PROBLEM DETAILS: Scan the data below. Pull out each line where "styles" occurs.

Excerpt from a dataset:
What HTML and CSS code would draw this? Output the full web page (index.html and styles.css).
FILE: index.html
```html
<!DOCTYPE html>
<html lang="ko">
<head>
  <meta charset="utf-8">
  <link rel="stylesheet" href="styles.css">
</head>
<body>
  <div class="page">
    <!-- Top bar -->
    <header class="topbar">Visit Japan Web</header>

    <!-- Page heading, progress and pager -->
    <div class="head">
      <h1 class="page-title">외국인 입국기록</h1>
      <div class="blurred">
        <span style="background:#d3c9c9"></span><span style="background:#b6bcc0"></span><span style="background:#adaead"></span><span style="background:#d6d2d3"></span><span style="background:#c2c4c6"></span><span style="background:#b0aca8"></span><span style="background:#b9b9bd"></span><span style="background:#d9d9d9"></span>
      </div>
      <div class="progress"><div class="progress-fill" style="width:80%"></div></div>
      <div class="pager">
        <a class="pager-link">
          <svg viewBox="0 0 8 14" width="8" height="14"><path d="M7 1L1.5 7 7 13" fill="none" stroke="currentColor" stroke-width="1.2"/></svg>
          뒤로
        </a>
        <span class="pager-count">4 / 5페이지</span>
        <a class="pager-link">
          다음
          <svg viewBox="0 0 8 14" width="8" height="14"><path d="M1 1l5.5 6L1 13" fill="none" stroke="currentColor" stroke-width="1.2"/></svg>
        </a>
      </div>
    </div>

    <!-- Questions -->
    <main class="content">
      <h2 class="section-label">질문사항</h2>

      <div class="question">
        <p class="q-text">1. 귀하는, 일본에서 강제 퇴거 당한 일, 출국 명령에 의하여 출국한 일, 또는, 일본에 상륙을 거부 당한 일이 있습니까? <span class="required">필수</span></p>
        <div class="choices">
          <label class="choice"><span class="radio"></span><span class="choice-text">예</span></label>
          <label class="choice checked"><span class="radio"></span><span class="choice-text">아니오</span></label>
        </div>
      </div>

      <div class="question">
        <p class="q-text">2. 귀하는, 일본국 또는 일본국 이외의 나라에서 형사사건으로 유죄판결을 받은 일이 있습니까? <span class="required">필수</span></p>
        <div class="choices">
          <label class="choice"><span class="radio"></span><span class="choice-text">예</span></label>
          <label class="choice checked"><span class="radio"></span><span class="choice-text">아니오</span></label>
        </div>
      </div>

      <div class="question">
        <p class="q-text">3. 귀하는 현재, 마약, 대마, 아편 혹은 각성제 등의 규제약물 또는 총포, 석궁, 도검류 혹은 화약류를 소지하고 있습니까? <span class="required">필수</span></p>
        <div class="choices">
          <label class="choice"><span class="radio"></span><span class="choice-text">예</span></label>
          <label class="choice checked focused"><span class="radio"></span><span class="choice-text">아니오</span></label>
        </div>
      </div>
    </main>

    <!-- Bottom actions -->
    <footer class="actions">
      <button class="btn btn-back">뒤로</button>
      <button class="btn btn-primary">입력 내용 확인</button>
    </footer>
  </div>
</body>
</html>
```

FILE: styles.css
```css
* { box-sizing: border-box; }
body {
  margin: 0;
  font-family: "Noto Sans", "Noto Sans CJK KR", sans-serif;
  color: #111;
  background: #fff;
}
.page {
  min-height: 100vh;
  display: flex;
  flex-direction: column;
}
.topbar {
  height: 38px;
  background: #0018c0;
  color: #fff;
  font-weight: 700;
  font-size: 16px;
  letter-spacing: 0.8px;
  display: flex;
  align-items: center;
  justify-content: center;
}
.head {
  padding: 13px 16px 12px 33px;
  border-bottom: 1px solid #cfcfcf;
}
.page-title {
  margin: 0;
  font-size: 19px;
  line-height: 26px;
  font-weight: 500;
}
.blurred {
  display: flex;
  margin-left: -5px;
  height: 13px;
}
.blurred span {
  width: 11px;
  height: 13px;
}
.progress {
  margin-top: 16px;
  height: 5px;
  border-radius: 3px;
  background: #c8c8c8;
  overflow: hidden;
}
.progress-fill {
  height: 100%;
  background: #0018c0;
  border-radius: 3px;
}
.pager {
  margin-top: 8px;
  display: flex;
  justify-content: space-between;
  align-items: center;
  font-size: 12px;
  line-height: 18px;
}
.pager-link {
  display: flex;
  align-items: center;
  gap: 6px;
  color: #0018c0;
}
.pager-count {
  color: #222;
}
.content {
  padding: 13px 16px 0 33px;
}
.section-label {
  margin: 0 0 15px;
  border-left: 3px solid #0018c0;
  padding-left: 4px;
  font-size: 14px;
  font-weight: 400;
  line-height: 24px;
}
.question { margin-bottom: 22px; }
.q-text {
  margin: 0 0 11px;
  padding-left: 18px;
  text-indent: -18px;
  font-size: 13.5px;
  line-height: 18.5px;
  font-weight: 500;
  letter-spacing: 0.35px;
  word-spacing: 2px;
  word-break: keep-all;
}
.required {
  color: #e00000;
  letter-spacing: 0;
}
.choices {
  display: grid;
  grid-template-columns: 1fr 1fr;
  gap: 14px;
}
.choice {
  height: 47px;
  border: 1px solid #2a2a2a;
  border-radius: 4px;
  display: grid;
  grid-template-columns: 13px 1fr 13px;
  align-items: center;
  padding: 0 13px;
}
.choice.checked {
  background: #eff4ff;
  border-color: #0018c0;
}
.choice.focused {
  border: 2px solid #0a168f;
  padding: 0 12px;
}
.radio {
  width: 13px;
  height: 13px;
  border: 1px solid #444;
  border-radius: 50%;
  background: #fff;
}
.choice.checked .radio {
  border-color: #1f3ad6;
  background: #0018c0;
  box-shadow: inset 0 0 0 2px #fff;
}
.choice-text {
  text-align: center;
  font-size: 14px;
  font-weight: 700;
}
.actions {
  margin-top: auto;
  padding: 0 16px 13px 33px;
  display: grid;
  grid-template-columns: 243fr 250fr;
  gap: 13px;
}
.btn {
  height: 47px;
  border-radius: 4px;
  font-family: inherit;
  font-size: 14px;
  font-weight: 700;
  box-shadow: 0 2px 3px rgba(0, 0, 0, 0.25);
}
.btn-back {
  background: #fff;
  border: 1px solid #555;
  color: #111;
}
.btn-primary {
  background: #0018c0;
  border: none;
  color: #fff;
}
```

* * *

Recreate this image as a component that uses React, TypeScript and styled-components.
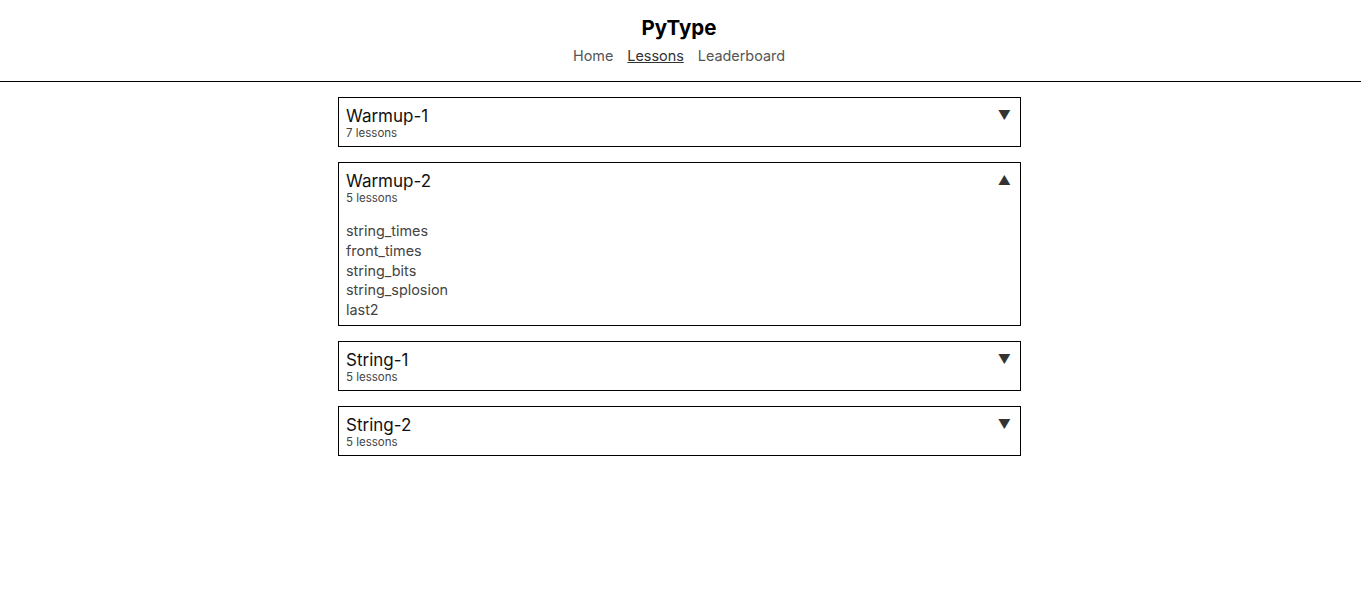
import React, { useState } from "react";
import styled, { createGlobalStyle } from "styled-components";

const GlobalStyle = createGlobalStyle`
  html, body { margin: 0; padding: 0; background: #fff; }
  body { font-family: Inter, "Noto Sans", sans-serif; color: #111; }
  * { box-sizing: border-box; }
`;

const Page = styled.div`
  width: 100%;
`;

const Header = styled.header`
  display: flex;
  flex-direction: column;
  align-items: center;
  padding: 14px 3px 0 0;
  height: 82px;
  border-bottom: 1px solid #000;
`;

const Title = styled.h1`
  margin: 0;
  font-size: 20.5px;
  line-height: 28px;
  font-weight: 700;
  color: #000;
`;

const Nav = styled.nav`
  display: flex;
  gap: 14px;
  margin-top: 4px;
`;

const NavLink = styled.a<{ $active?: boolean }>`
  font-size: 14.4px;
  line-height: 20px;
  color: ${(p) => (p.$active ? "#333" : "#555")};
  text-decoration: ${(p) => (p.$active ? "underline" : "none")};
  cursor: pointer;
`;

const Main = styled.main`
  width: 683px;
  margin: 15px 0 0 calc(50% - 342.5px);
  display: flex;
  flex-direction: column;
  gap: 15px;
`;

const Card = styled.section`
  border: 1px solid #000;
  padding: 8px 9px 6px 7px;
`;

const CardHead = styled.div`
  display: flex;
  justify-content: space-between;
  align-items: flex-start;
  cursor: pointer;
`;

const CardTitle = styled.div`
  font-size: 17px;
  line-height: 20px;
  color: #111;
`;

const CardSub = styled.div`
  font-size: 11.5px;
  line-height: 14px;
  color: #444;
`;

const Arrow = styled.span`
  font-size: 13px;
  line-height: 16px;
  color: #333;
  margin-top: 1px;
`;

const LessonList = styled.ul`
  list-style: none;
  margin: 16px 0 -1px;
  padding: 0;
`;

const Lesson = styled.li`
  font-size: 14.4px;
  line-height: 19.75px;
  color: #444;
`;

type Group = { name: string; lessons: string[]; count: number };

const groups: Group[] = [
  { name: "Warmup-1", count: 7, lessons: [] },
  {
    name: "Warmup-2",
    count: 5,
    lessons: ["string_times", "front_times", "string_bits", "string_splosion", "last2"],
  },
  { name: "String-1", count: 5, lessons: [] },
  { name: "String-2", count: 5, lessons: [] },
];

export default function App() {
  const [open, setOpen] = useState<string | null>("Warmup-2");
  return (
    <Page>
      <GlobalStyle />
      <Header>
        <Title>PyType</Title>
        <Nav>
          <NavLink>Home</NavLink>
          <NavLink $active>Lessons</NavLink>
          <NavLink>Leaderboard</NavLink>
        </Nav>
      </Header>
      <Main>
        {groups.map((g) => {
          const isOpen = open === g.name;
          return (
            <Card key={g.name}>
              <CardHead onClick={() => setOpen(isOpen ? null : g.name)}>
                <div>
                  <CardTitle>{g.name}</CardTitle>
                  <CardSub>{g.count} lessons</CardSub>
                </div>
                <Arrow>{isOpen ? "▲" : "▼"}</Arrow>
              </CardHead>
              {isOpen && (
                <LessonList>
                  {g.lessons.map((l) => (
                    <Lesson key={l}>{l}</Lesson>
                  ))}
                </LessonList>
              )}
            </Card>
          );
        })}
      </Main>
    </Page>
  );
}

--

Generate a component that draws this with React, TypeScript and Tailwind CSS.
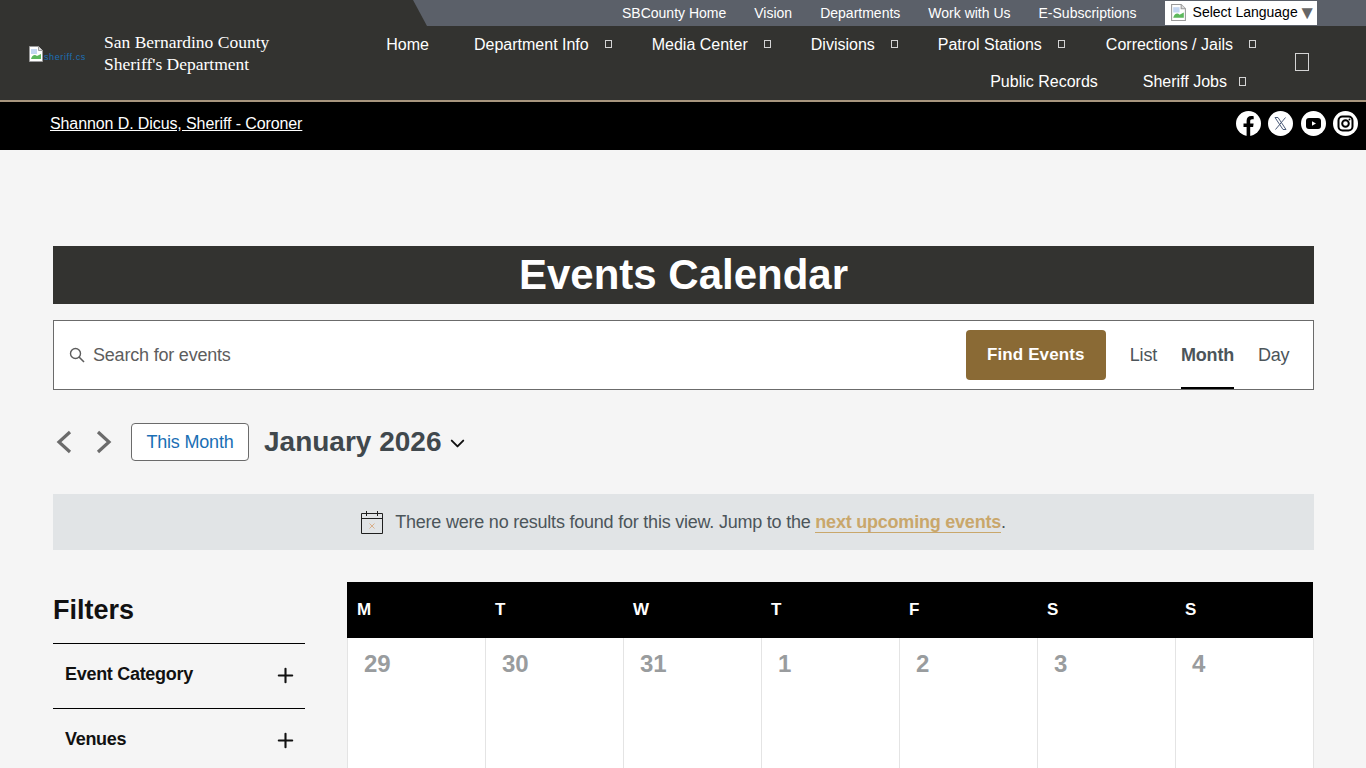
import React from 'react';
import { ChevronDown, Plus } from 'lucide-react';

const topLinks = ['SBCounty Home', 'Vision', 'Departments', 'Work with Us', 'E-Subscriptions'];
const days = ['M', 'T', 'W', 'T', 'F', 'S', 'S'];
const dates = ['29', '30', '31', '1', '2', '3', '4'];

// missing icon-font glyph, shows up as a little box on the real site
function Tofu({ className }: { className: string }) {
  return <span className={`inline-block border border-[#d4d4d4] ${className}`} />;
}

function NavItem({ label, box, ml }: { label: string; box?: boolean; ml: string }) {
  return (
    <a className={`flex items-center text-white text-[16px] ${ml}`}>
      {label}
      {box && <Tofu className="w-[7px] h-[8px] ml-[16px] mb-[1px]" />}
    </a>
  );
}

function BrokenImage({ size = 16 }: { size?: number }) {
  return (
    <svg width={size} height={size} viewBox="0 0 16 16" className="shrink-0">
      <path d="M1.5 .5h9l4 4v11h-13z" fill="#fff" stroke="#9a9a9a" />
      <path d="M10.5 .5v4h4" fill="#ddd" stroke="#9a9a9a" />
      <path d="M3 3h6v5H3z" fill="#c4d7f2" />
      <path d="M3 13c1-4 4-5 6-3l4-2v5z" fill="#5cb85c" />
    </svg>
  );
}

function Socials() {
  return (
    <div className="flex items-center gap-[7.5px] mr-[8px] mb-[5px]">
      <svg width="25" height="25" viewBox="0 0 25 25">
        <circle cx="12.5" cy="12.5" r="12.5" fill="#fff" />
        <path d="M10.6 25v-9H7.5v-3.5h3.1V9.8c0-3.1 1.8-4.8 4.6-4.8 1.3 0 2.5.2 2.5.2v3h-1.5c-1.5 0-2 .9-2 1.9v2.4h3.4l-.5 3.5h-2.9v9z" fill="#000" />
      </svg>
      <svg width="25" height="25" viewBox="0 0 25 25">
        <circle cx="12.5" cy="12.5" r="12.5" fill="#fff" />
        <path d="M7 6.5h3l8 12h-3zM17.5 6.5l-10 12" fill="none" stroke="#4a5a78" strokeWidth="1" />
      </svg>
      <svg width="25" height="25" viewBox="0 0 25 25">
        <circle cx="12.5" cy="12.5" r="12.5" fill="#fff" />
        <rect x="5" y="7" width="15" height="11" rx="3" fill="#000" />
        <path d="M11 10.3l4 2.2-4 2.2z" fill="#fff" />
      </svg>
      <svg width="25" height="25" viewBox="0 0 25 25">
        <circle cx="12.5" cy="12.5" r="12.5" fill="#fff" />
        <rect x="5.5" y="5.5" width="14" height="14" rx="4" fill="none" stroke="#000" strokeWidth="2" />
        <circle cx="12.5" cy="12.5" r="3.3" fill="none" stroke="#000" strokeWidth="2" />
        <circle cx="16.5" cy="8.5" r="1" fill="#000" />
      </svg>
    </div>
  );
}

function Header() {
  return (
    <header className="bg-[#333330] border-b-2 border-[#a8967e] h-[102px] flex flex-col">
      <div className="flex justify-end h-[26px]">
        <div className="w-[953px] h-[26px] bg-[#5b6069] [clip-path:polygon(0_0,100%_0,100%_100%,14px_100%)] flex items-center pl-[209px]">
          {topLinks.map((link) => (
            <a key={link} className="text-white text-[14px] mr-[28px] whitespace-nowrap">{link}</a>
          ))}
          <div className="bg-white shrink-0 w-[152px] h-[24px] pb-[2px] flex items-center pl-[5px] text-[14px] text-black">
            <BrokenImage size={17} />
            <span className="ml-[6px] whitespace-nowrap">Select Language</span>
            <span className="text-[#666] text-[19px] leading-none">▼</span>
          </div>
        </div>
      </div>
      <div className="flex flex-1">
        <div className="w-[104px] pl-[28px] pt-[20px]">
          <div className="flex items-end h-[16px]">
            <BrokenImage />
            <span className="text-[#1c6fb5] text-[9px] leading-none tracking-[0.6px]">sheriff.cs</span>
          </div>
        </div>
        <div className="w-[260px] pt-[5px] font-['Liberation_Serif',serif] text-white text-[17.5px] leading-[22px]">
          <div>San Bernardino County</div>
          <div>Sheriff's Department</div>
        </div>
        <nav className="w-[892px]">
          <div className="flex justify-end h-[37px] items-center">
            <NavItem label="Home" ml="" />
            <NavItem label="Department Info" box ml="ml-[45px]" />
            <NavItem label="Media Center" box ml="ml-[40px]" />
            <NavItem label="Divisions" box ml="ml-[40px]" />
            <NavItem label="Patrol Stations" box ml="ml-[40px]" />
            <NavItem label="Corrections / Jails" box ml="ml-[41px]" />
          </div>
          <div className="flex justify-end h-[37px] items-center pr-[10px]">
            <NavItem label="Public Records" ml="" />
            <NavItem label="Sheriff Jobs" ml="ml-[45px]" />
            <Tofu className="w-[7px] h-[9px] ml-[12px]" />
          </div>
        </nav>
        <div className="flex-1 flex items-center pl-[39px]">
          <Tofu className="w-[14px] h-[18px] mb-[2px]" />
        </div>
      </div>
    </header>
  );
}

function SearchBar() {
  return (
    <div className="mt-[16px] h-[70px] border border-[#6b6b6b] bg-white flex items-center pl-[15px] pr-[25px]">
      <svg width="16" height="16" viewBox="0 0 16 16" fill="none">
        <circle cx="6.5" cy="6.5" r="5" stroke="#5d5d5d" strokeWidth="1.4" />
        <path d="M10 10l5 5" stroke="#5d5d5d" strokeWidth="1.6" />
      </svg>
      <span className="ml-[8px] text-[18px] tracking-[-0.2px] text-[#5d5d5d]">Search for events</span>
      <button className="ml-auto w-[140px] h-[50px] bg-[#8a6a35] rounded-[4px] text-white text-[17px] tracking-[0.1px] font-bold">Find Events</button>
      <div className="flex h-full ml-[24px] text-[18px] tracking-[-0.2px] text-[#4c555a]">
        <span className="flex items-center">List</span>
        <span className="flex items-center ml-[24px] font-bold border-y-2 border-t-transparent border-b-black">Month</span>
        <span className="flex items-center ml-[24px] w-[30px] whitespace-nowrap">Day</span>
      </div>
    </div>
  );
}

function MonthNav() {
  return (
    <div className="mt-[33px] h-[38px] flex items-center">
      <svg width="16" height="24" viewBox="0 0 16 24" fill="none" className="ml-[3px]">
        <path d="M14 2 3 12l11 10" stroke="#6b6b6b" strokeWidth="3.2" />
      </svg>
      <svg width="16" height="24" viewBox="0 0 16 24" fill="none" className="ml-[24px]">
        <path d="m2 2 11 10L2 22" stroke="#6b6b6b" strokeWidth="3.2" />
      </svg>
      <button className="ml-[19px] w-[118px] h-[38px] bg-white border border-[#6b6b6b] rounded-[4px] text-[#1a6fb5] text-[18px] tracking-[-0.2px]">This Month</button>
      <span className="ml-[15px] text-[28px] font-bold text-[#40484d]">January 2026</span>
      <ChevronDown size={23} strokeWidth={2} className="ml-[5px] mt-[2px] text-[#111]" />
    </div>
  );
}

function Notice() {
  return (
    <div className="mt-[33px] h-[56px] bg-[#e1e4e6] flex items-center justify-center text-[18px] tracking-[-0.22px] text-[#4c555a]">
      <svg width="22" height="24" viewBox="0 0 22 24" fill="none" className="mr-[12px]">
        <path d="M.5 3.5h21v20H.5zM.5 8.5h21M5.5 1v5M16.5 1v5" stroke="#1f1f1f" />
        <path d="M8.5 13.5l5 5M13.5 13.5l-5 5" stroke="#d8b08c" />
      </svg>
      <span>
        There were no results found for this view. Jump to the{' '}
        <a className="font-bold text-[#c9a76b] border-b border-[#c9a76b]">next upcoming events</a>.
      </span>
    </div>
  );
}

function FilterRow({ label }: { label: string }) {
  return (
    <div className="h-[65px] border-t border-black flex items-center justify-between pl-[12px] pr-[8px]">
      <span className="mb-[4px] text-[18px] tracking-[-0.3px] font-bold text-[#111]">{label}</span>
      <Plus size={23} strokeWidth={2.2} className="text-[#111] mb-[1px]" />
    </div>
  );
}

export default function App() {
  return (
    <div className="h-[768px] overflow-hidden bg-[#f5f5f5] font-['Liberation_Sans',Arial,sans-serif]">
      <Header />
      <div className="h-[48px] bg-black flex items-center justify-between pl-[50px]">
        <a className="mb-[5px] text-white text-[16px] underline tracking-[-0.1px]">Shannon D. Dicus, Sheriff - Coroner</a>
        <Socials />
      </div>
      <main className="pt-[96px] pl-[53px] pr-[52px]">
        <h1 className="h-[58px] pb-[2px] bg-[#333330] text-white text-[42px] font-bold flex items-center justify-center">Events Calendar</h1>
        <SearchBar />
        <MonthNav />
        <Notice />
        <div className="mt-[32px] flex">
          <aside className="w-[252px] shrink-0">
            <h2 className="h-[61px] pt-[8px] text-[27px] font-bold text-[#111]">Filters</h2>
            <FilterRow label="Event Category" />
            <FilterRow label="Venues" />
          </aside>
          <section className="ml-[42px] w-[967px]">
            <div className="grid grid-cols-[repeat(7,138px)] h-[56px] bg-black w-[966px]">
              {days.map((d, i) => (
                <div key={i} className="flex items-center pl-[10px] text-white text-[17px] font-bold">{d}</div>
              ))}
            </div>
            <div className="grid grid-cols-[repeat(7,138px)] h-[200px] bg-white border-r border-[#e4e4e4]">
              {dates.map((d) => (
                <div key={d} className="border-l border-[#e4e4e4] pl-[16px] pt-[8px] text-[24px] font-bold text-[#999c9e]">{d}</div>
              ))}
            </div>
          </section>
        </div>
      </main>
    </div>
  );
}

REPLY:
What HTML and CSS code would draw this? Output the full web page (index.html and styles.css).
  <link rel="stylesheet" href="styles.css">
FILE: styles.css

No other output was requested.